Given the stark numbers, state government’s contributions to the pension systems starting in 2018 will have to be “significantly higher, on an order of magnitude,” said board chairman John Farris. Where the state was supposed to contribute 41 percent of each employee’s salary cost toward the pension system, that now will be 66 percent.
“The most important function of our board is to give correct numbers to the legislature,” Farris said. “If we don't do that, if we continue to rely on aggressively optimistic assumptions, then we will continue to fall behind.”
KRS, already considered one of the country’s worst-funded state retirement systems, is responsible for providing pensions to about 365,000 past and present employees of state and local governments. Last year, it paid $1.9 billion in pension benefits, up from $1.8 billion in 2015.
The KRS board agreed in February to reconsider the assumptions it uses to decide how much money will be necessary to keep pension benefits flowing in coming decades.
KRS had assumed that it would earn from 6.75 percent to 7.5 percent on money it invested; it assumed that public payroll would grow by 4 percent a year; and it assumed an inflation rate of 3.25 percent. All of those numbers look unrealistic, Farris told his fellow board members in February, shortly after Gov. Matt Bevin appointed him.
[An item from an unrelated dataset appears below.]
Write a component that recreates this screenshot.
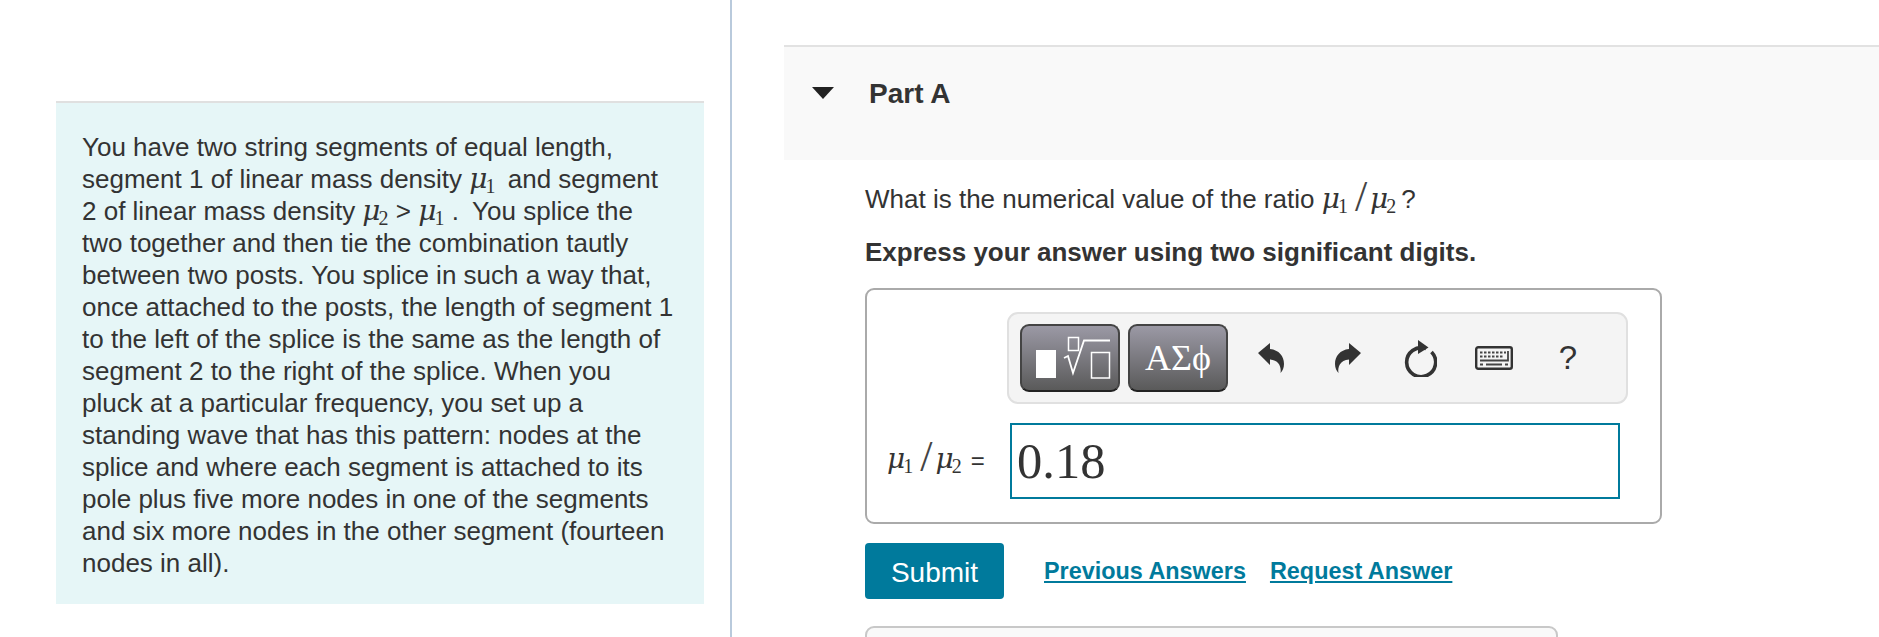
<div class="page">
  <aside class="left">
    <div class="intro">
      <p class="intro-text">You have two string segments of equal length,<br />segment 1 of linear mass density <span class="m after"><i>μ</i><sub>1</sub></span> and segment<br />2 of linear mass density <span class="m"><i>μ</i><sub>2</sub></span> &gt; <span class="m"><i>μ</i><sub>1</sub></span> . <span class="after-dot">You splice the</span><br />two together and then tie the combination tautly<br />between two posts. You splice in such a way that,<br />once attached to the posts, the length of segment 1<br />to the left of the splice is the same as the length of<br />segment 2 to the right of the splice. When you<br />pluck at a particular frequency, you set up a<br />standing wave that has this pattern: nodes at the<br />splice and where each segment is attached to its<br />pole plus five more nodes in one of the segments<br />and six more nodes in the other segment (fourteen<br />nodes in all).</p>
    </div>
  </aside>

  <main class="right">
    <header class="part">
      <svg class="caret" viewBox="0 0 22 12" width="22" height="12"><path d="M0 0H22L11 12Z" fill="#222" /></svg>
      <h2>Part A</h2>
    </header>
    <div class="body">
      <p class="q">What is the numerical value of the ratio <span class="m"><i>μ</i><sub>1</sub><span class="slash">/</span><i>μ</i><sub>2</sub></span><span class="qm">?</span></p>
      <p class="ex">Express your answer using two significant digits.</p>

      <section class="answer">
        <div class="toolbar">
          <button class="tpl" aria-label="templates">
            <svg viewBox="0 0 96 64" width="96" height="64" fill="none" stroke="#fff" stroke-width="1.500">
              <rect x="14" y="24" width="20" height="28" fill="#fff" stroke="none" />
              <rect x="46.500" y="11.500" width="10" height="13" />
              <path d="M42 32l4 -2 5 17 11 -32.500H88" stroke-width="1.800" />
              <rect x="69.500" y="26.500" width="18" height="25.500" />
            </svg>
          </button>
          <button class="tpl sym">ΑΣϕ</button>
          <span class="tool t1">
            <svg viewBox="0 0 28 32" width="28" height="32"><path d="M1 11L13 1V7C22 8 27 14 27 22C27 26 25.500 29 23.500 31C24.500 25 22 18 13 17.500V23Z" fill="#333" /></svg>
          </span>
          <span class="tool t2">
            <svg viewBox="0 0 28 32" width="28" height="32"><path d="M27 11L15 1V7C6 8 1 14 1 22C1 26 2.500 29 4.500 31C3.500 25 6 18 15 17.500V23Z" fill="#333" /></svg>
          </span>
          <span class="tool t3">
            <svg viewBox="0 0 34 38" width="34" height="38"><path d="M23 9.500A14.500 14.500 0 1 0 28.500 13" fill="none" stroke="#333" stroke-width="3.600" /><path d="M15 1L25.500 8.500L15 15Z" fill="#333" /></svg>
          </span>
          <span class="tool t4">
            <svg viewBox="0 0 38 24" width="38" height="24">
              <rect x="1.200" y="1.200" width="35.600" height="21.600" rx="2" fill="#f4f4f4" stroke="#333" stroke-width="2.400" />
              <path d="M5 6.500h26M5 10.500h24" fill="none" stroke="#444" stroke-width="1.800" stroke-dasharray="2.500 1.500" />
              <path d="M33 5v9.500H5" fill="none" stroke="#444" stroke-width="1.800" />
              <path d="M5 18.500h3M11 18.500h16M30 18.500h3" fill="none" stroke="#444" stroke-width="2" />
            </svg>
          </span>
          <span class="tool help">?</span>
        </div>
        <div class="row">
          <span class="label"><span class="m big"><i>μ</i><sub>1</sub><span class="slash">/</span><i>μ</i><sub>2</sub></span><span class="eq">=</span></span>
          <div class="input">0.18</div>
        </div>
      </section>

      <div class="actions">
        <button class="submit">Submit</button>
        <a href="#a">Previous Answers</a>
        <a href="#b">Request Answer</a>
      </div>

      <div class="next"></div>
    </div>
  </main>
</div>

<style>
  :global(body) { margin: 0; background: #fff; }
  .page {
    display: flex;
    height: 637px;
    overflow: hidden;
    font-family: "Liberation Sans", Arial, sans-serif;
    color: #333;
  }
  .left {
    box-sizing: border-box;
    flex: 0 0 732px;
    padding: 101px 26px 0 56px;
    border-right: 2px solid #b9cadc;
  }
  .intro {
    box-sizing: border-box;
    height: 503px;
    background: #e6f6f7;
    border-top: 2px solid #e0e0e0;
    padding: 28px 0 0 26px;
  }
  .intro-text { margin: 0; font-size: 26px; line-height: 32px; white-space: nowrap; }
  .m { font-family: "DejaVu Serif", serif; font-size: 28px; line-height: 0; white-space: nowrap; }
  .m i { font-style: italic; }
  .m sub { font-family: "Liberation Serif", serif; font-size: 20px; line-height: 0; vertical-align: -5px; margin-left: -2px; }
  .after { margin-right: 5px; }
  .after-dot { margin-left: 6px; }
  .slash { font-family: "Liberation Serif", serif; font-weight: 400; font-size: 44px; line-height: 0; vertical-align: -3px; margin: 0 3px 0 7px; color: #444; }
  .qm { margin-left: 5px; }
  .right { flex: 1; padding: 45px 0 0 52px; min-width: 0; }
  .part {
    box-sizing: border-box;
    height: 115px;
    background: #f9f9f9;
    border-top: 2px solid #e2e2e2;
    display: flex;
    align-items: flex-start;
    padding: 40px 0 0 28px;
  }
  .caret { margin-right: 35px; }
  h2 { margin: -11px 0 0; font-size: 28px; line-height: 36px; font-weight: 700; color: #333; }
  .body { padding-left: 81px; }
  .q { margin: 23px 0 0; font-size: 26px; line-height: 32px; white-space: nowrap; }
  .ex { margin: 21px 0 0; font-size: 26px; line-height: 32px; font-weight: 700; white-space: nowrap; }
  .answer {
    box-sizing: border-box;
    width: 797px;
    height: 236px;
    margin-top: 20px;
    border: 2px solid #aaa;
    border-radius: 9px;
    padding: 22px 32px 0 20px;
  }
  .toolbar {
    box-sizing: border-box;
    height: 92px;
    margin-left: 120px;
    background: #f4f4f4;
    border: 2px solid #e0e0e0;
    border-radius: 11px;
    display: flex;
    align-items: center;
    padding-left: 11px;
  }
  .tpl {
    box-sizing: border-box;
    flex: none;
    width: 100px;
    height: 68px;
    border: 2px solid #444;
    border-bottom-color: #222;
    border-radius: 9px;
    background: linear-gradient(#9b99a5, #5a5a5a);
    padding: 0;
    margin: 0 8px 0 0;
    display: flex;
    align-items: center;
    justify-content: center;
  }
  .sym { color: #fff; font-family: "Liberation Serif", serif; font-size: 36px; }
  .tool { flex: none; display: flex; align-items: center; justify-content: center; width: 40px; height: 40px; }
  .t1 { margin-left: 15px; }
  .t2 { margin-left: 37px; }
  .t3 { margin-left: 32px; }
  .t4 { margin-left: 34px; }
  .help { margin-left: 34px; font-size: 33px; color: #333; }
  .row { display: flex; align-items: center; margin-top: 19px; }
  .label { flex: none; width: 123px; white-space: nowrap; display: flex; align-items: center; }
  .eq { font-family: "Liberation Sans", sans-serif; font-size: 24px; margin-left: 9px; }
  .input {
    box-sizing: border-box;
    flex: none;
    width: 610px;
    height: 76px;
    border: 2px solid #007a9c;
    padding-left: 5px;
    font-family: "Liberation Serif", serif;
    font-size: 50.500px;
    line-height: 72px;
    color: #333;
  }
  .actions { display: flex; align-items: center; margin-top: 19px; height: 56px; }
  .submit {
    box-sizing: border-box;
    flex: none;
    width: 139px;
    height: 56px;
    background: #007a9c;
    border: 0;
    border-radius: 4px;
    color: #fff;
    font-family: inherit;
    font-size: 28px;
    margin-right: 40px;
    padding: 3px 0 0;
  }
  a { color: #007a9c; font-weight: 700; font-size: 23.400px; margin-right: 24px; }
  .next {
    box-sizing: border-box;
    width: 693px;
    height: 60px;
    margin-top: 27px;
    background: #f9f9f9;
    border: 2px solid #c8c8c8;
    border-radius: 9px;
  }
</style>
The KRS board hired Milliman, a Seattle-based actuarial consultant, to come up with a less rosy but more realistic set of assumptions.
Under the numbers approved Thursday, KRS now assumes a 5.25 percent investment return for the pension funds for most state workers and Kentucky State Police; 0 percent payroll growth; and an inflation rate of 2.3 percent.
When Farris asked the board to adopt a reduced set of assumptions for local government pension funds in the County Employees Retirement System, which are in a relatively stronger position financially, there was protest from the trustees elected by public employees and retirees.
Betty Pendergrass, elected by local government employees and retirees, said she would prefer to see the assumed investment return for CERS lowered from 7.5 percent to 7.25 percent, rather than 6.25 percent, as Farris proposed. Assuming too low an investment return puts an unreasonable burden on local governments to contribute more money than they need to, Pendergrass said.
Elected trustees also said they wanted a 2 percent payroll growth assumption for CERS instead of the 0 percent that Farris proposed. Data presented by Milliman on Thursday showed the member growth rate for the chief fund for local government workers at negative 1.11 percent over the last five years and the member growth rate for the chief fund for state workers at negative 4.12 percent.
In reply, Farris, a Lexington economist, said he manages Centre College’s endowment. Although that endowment is well-managed and doesn’t face the political pressures the state pension agency does, it recently lowered its assumed rate of return from 7 percent to 5 percent, given current market realities, he said.
“We (at KRS) have been aggressive in our assumptions for many years — aggressively wrong,” Farris said. “And we wonder why we’re underfunded.”
Unable to reach an agreement, the board delayed a decision for CERS’ assumptions until a future meeting.
Bevin frequently calls Kentucky’s unfunded pension liabilities “a crisis” that will demand more money from state government. Although no plans have been set, there is speculation that Bevin will call a special legislative session later this year to address the state’s tax code and its pension systems.
In recent years, the state has committed to spending billions of dollars more on its beleaguered pension systems as partial compensation for roughly 20 years of inadequate funding under the previous three governors. That has meant less money is available for education, social services, infrastructure and other state priorities.
“Governor Bevin has made it clear from the beginning that we must honor our commitment to Kentucky’s public retirees and strengthen our financial foundation for future generations,” Bevin spokeswoman Amanda Stamper said in a prepared statement Thursday. “Thank you to Chairman John Farris and the KRS board for providing an honest and realistic view into our crippling pension crisis.”
As the outlook has darkened for KRS, local governments have tried to break away from the agency, unsuccessfully so far, and some nonprofit agencies that joined in better times have applied to leave.
Apart from KRS, the state’s other major pension agency, Teachers’ Retirement System Kentucky, covers about 123,000 K-12 school teachers, regional university faculty and state Department of Education employees. KTRS faces a $14.5 billion unfunded liability.